The NEB now calculates that integrated mining and upgrading projects would cost US$80,000-$100,000 of capacity to build with an oil price of $60-$70 per barrel required to make a greenfield project economic.

For projects which produce non-upgraded bitumen, steam-assisted gravity drainage schemes and cycling steam stimulation projects, capital outlays are estimated at $30,000-$40,000 per barrel and a WTI price of $55-$65 per barrel as a threshold price.

These estimates allow for a 10 percent real rate of return on investment for the owners.





EnCana has eye on LNG

British Columbia’s Kitimat LNG project got a significant, if qualified vote of confidence from another gas producer.

This time the expression of interest couldn’t have come from a more influential player.

Bill Oliver, EnCana’s vice president of Canadian gas marketing, said anything the industry can do to make the project go forward “would be very positive” for the gas sector in Canada.

Without declaring either way whether EnCana would be willing to join EOG Resources in the line-up of companies contributing gas volumes to Kitimat LNG, Oliver set only one major condition on EnCana’s participation.

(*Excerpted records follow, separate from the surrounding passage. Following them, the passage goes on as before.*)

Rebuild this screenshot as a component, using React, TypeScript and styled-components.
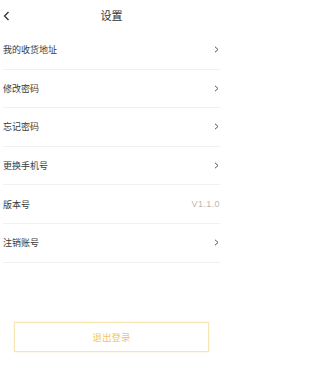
import React from 'react';
import styled, { createGlobalStyle } from 'styled-components';

const GlobalStyle = createGlobalStyle`
  html, body {
    margin: 0;
    padding: 0;
    background: #fff;
  }
  body {
    font-family: "Noto Sans CJK SC", "Noto Sans", sans-serif;
  }
`;

const Page = styled.div`
  width: 235px;
  height: 390px;
  box-sizing: border-box;
  padding: 0 15px 0 3px;
  background: #fff;
  display: flex;
  flex-direction: column;
`;

const Header = styled.div`
  height: 31px;
  display: flex;
  align-items: center;
  justify-content: center;
  position: relative;
`;

const BackButton = styled.div`
  position: absolute;
  left: 0;
  top: 10px;
  width: 8px;
  height: 12px;
  display: flex;
  align-items: center;
`;

const Title = styled.h1`
  margin: 0;
  font-size: 11px;
  font-weight: 400;
  color: #333;
  line-height: 31px;
`;

const List = styled.div`
  display: flex;
  flex-direction: column;
`;

const Row = styled.div`
  height: 38.6px;
  display: flex;
  align-items: center;
  justify-content: space-between;
  border-bottom: 1px solid #f1f1f1;
  box-sizing: border-box;
`;

const Label = styled.span`
  font-size: 9px;
  color: #3a3a3a;
`;

const Value = styled.span`
  font-size: 9px;
  color: #b8b8b8;
  font-family: "Liberation Sans", Arial, sans-serif;
  letter-spacing: 0.4px;
`;

const ChevronWrap = styled.span`
  display: flex;
  margin-right: 1px;
`;

const Footer = styled.div`
  flex: 1;
  display: flex;
  align-items: flex-start;
  justify-content: center;
  padding-top: 59px;
`;

const LogoutButton = styled.button`
  width: 195px;
  height: 30px;
  background: #fff;
  border: 1px solid #f7e6b4;
  box-shadow: 0 0 2px rgba(240, 210, 130, 0.35);
  color: #f0c667;
  font-size: 9.5px;
  font-family: "Noto Sans CJK SC", sans-serif;
  display: flex;
  align-items: center;
  justify-content: center;
`;

const Chevron: React.FC = () => (
  <ChevronWrap>
    <svg width="5" height="7" viewBox="0 0 5 7">
      <path d="M1 0.8 L4 3.5 L1 6.2" fill="none" stroke="#555" strokeWidth="1" />
    </svg>
  </ChevronWrap>
);

const items: { label: string; value?: string }[] = [
  { label: '我的收货地址' },
  { label: '修改密码' },
  { label: '忘记密码' },
  { label: '更换手机号' },
  { label: '版本号', value: 'V1.1.0' },
  { label: '注销账号' },
];

const App: React.FC = () => (
  <>
    <GlobalStyle />
    <Page>
      <Header>
        <BackButton>
          <svg width="7" height="10" viewBox="0 0 7 10">
            <path d="M5.5 1 L1.5 5 L5.5 9" fill="none" stroke="#333" strokeWidth="1.3" />
          </svg>
        </BackButton>
        <Title>设置</Title>
      </Header>
      <List>
        {items.map((item) => (
          <Row key={item.label}>
            <Label>{item.label}</Label>
            {item.value ? <Value>{item.value}</Value> : <Chevron />}
          </Row>
        ))}
      </List>
      <Footer>
        <LogoutButton>退出登录</LogoutButton>
      </Footer>
    </Page>
  </>
);

export default App;
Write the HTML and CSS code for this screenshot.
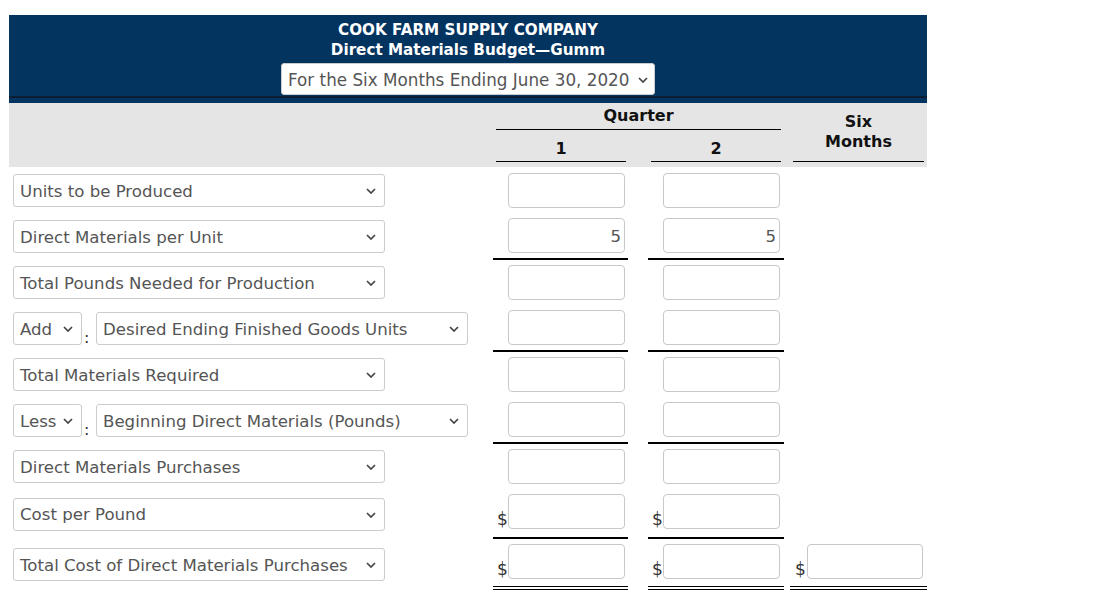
FILE: index.html
```html
<!DOCTYPE html>
<html>
<head>
<meta charset="utf-8">
<title>Direct Materials Budget</title>
<link rel="stylesheet" href="styles.css">
</head>
<body>
<div class="page">
  <div class="hdr">
    <div class="hdr-in">
      <div class="ttl">COOK FARM SUPPLY COMPANY</div>
      <div class="ttl">Direct Materials Budget—Gumm</div>
      <div class="sel period"><span>For the Six Months Ending June 30, 2020</span><svg class="chev" viewBox="0 0 10 6"><path d="M1 1 L5 5 L9 1"/></svg></div>
    </div>
  </div>

  <div class="band">
    <div class="h-quarter">Quarter</div>
    <div class="h-q1">1</div>
    <div class="h-q2">2</div>
    <div class="h-six">Six<br>Months</div>
  </div>

  <div class="rows">
    <div class="row">
      <div class="lbl"><div class="sel wide"><span>Units to be Produced</span><svg class="chev" viewBox="0 0 10 6"><path d="M1 1 L5 5 L9 1"/></svg></div></div>
      <div class="num c1"><span class="cur"></span><input class="inp" type="text" value=""></div>
      <div></div>
      <div class="num c2"><span class="cur"></span><input class="inp" type="text" value=""></div>
      <div></div>
      <div></div>
    </div>

    <div class="row">
      <div class="lbl"><div class="sel wide"><span>Direct Materials per Unit</span><svg class="chev" viewBox="0 0 10 6"><path d="M1 1 L5 5 L9 1"/></svg></div></div>
      <div class="num c1 line"><span class="cur"></span><input class="inp" type="text" value="5"></div>
      <div></div>
      <div class="num c2 line"><span class="cur"></span><input class="inp" type="text" value="5"></div>
      <div></div>
      <div></div>
    </div>

    <div class="row">
      <div class="lbl"><div class="sel wide"><span>Total Pounds Needed for Production</span><svg class="chev" viewBox="0 0 10 6"><path d="M1 1 L5 5 L9 1"/></svg></div></div>
      <div class="num c1"><span class="cur"></span><input class="inp" type="text" value=""></div>
      <div></div>
      <div class="num c2"><span class="cur"></span><input class="inp" type="text" value=""></div>
      <div></div>
      <div></div>
    </div>

    <div class="row">
      <div class="lbl">
        <div class="sel small"><span>Add</span><svg class="chev" viewBox="0 0 10 6"><path d="M1 1 L5 5 L9 1"/></svg></div>
        <span class="colon">:</span>
        <div class="sel wide"><span>Desired Ending Finished Goods Units</span><svg class="chev" viewBox="0 0 10 6"><path d="M1 1 L5 5 L9 1"/></svg></div>
      </div>
      <div class="num c1 line"><span class="cur"></span><input class="inp" type="text" value=""></div>
      <div></div>
      <div class="num c2 line"><span class="cur"></span><input class="inp" type="text" value=""></div>
      <div></div>
      <div></div>
    </div>

    <div class="row">
      <div class="lbl"><div class="sel wide"><span>Total Materials Required</span><svg class="chev" viewBox="0 0 10 6"><path d="M1 1 L5 5 L9 1"/></svg></div></div>
      <div class="num c1"><span class="cur"></span><input class="inp" type="text" value=""></div>
      <div></div>
      <div class="num c2"><span class="cur"></span><input class="inp" type="text" value=""></div>
      <div></div>
      <div></div>
    </div>

    <div class="row">
      <div class="lbl">
        <div class="sel small"><span>Less</span><svg class="chev" viewBox="0 0 10 6"><path d="M1 1 L5 5 L9 1"/></svg></div>
        <span class="colon">:</span>
        <div class="sel wide"><span>Beginning Direct Materials (Pounds)</span><svg class="chev" viewBox="0 0 10 6"><path d="M1 1 L5 5 L9 1"/></svg></div>
      </div>
      <div class="num c1 line"><span class="cur"></span><input class="inp" type="text" value=""></div>
      <div></div>
      <div class="num c2 line"><span class="cur"></span><input class="inp" type="text" value=""></div>
      <div></div>
      <div></div>
    </div>

    <div class="row">
      <div class="lbl"><div class="sel wide"><span>Direct Materials Purchases</span><svg class="chev" viewBox="0 0 10 6"><path d="M1 1 L5 5 L9 1"/></svg></div></div>
      <div class="num c1"><span class="cur"></span><input class="inp" type="text" value=""></div>
      <div></div>
      <div class="num c2"><span class="cur"></span><input class="inp" type="text" value=""></div>
      <div></div>
      <div></div>
    </div>

    <div class="row">
      <div class="lbl"><div class="sel wide"><span>Cost per Pound</span><svg class="chev" viewBox="0 0 10 6"><path d="M1 1 L5 5 L9 1"/></svg></div></div>
      <div class="num c1 line tall"><span class="cur">$</span><input class="inp" type="text" value=""></div>
      <div></div>
      <div class="num c2 line tall"><span class="cur">$</span><input class="inp" type="text" value=""></div>
      <div></div>
      <div></div>
    </div>

    <div class="row">
      <div class="lbl"><div class="sel wide"><span>Total Cost of Direct Materials Purchases</span><svg class="chev" viewBox="0 0 10 6"><path d="M1 1 L5 5 L9 1"/></svg></div></div>
      <div class="num c1 dbl"><span class="cur">$</span><input class="inp" type="text" value=""></div>
      <div></div>
      <div class="num c2 dbl"><span class="cur">$</span><input class="inp" type="text" value=""></div>
      <div></div>
      <div class="num c3 dbl"><span class="cur">$</span><input class="inp" type="text" value=""></div>
    </div>
  </div>
</div>
</body>
</html>
```

FILE: styles.css
```css
body {
  margin: 0;
  background: #ffffff;
  font-family: "DejaVu Sans", Verdana, sans-serif;
  color: #555555;
}

.page {
  width: 918px;
  margin: 15px 0 0 9px;
}

/* ---------- header ---------- */
.hdr {
  background: #03335f;
  padding-bottom: 5px;
}

.hdr-in {
  display: flex;
  flex-direction: column;
  align-items: center;
  padding-top: 5px;
  padding-bottom: 1px;
  border-bottom: 2px solid #0c1d36;
}

.ttl {
  color: #ffffff;
  font-weight: bold;
  font-size: 15.2px;
  line-height: 20px;
}

/* ---------- select look-alike ---------- */
.sel {
  box-sizing: border-box;
  display: flex;
  align-items: center;
  justify-content: space-between;
  height: 33px;
  padding: 1px 8px 0 6px;
  background: #ffffff;
  border: 1px solid #cccccc;
  border-radius: 3px;
  font-size: 16.6px;
  color: #555555;
  white-space: nowrap;
}

.chev {
  width: 10px;
  height: 6px;
  flex: none;
  fill: none;
  stroke: #444444;
  stroke-width: 1.7;
}

.period {
  margin-top: 3px;
  width: 374px;
  height: 32px;
  padding-top: 2px;
  padding-right: 6px;
  font-size: 16.8px;
}

.wide {
  width: 372px;
}

.small {
  width: 69px;
}

.colon {
  align-self: flex-end;
  width: 14px;
  padding-left: 2px;
  box-sizing: border-box;
  font-size: 16px;
  color: #333333;
  line-height: 20px;
  margin-bottom: 4px;
}

/* ---------- column header band ---------- */
.band {
  display: grid;
  grid-template-columns: 484px 135px 20px 136px 6px 137px;
  background: #e5e5e5;
  padding: 3px 0 5px;
  font-weight: bold;
  font-size: 16px;
  color: #111111;
  text-align: center;
}

.h-quarter {
  grid-column: 2 / 5;
  grid-row: 1;
  margin: 0 3px;
  line-height: 20px;
  padding-bottom: 2px;
  border-bottom: 1px solid #000000;
}

.h-q1,
.h-q2 {
  grid-row: 2;
  align-self: start;
  line-height: 20px;
  padding-top: 9px;
  padding-bottom: 2px;
  border-bottom: 1px solid #000000;
}

.h-q1 {
  grid-column: 2;
  margin: 0 2px 0 3px;
}

.h-q2 {
  grid-column: 4;
  margin: 0 3px;
}

.h-six {
  grid-column: 6;
  grid-row: 1 / 3;
  align-self: start;
  margin: 0 3px;
  line-height: 20px;
  padding-top: 6px;
  padding-bottom: 9px;
  border-bottom: 1px solid #000000;
}

/* ---------- rows ---------- */
.rows {
  margin-top: 1px;
}

.row {
  display: grid;
  grid-template-columns: 484px 135px 20px 136px 6px 137px;
}

.lbl {
  display: flex;
  align-items: center;
  padding-left: 4px;
}

.num {
  display: flex;
  align-items: flex-end;
  padding: 5px 3px 5px 4px;
}

.c2 {
  padding-right: 4px;
}

.c3 {
  padding-left: 5px;
  padding-right: 4px;
}

.cur {
  width: 11px;
  flex: none;
  font-size: 17px;
  line-height: 19px;
  color: #333333;
}

.c3 .cur {
  width: 12px;
}

.inp {
  box-sizing: border-box;
  width: 117px;
  height: 35px;
  margin: 0;
  padding: 1px 3px 0;
  border: 1px solid #c8c8c8;
  border-radius: 4px;
  background: #ffffff;
  font-family: "DejaVu Sans", Verdana, sans-serif;
  font-size: 16.6px;
  color: #555555;
  text-align: right;
  outline: none;
}

.c3 .inp {
  width: 116px;
}

.line {
  border-bottom: 2px solid #000000;
}

.tall {
  padding-bottom: 8px;
}

.dbl {
  padding-bottom: 7px;
  border-bottom: 4px double #000000;
}
```
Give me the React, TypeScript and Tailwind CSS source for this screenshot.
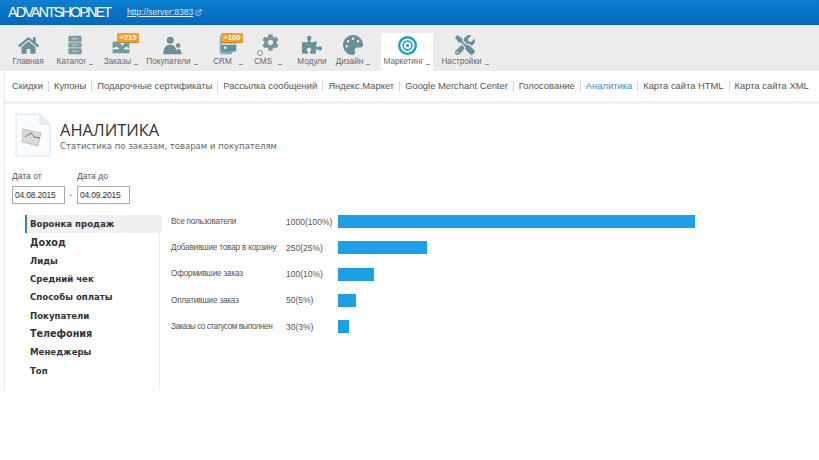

He said any supply contract would “have to equate to other options” the big independent has to sell gas in Canada.

“But it’s premature for us to talk about that,” Oliver said, laying out what steps the project has to complete.

He said the proponent, in attempting to find a market for the LNG, has signed some memorandums of understanding with Asian customers and now needs commitments from Canadian producers.

EnCana might be ready to play a supply role “given the right commercial contracts and circumstances,” he said, adding “there shouldn’t be any problem getting enough gas” from the anticipated growth of shale and tight gas volumes in British Columbia.

“What (Kitimat LNG) really needs now is someone to build a liquefaction plant (at the deepwater port of Kitimat) to match up buyers and sellers,” Oliver said.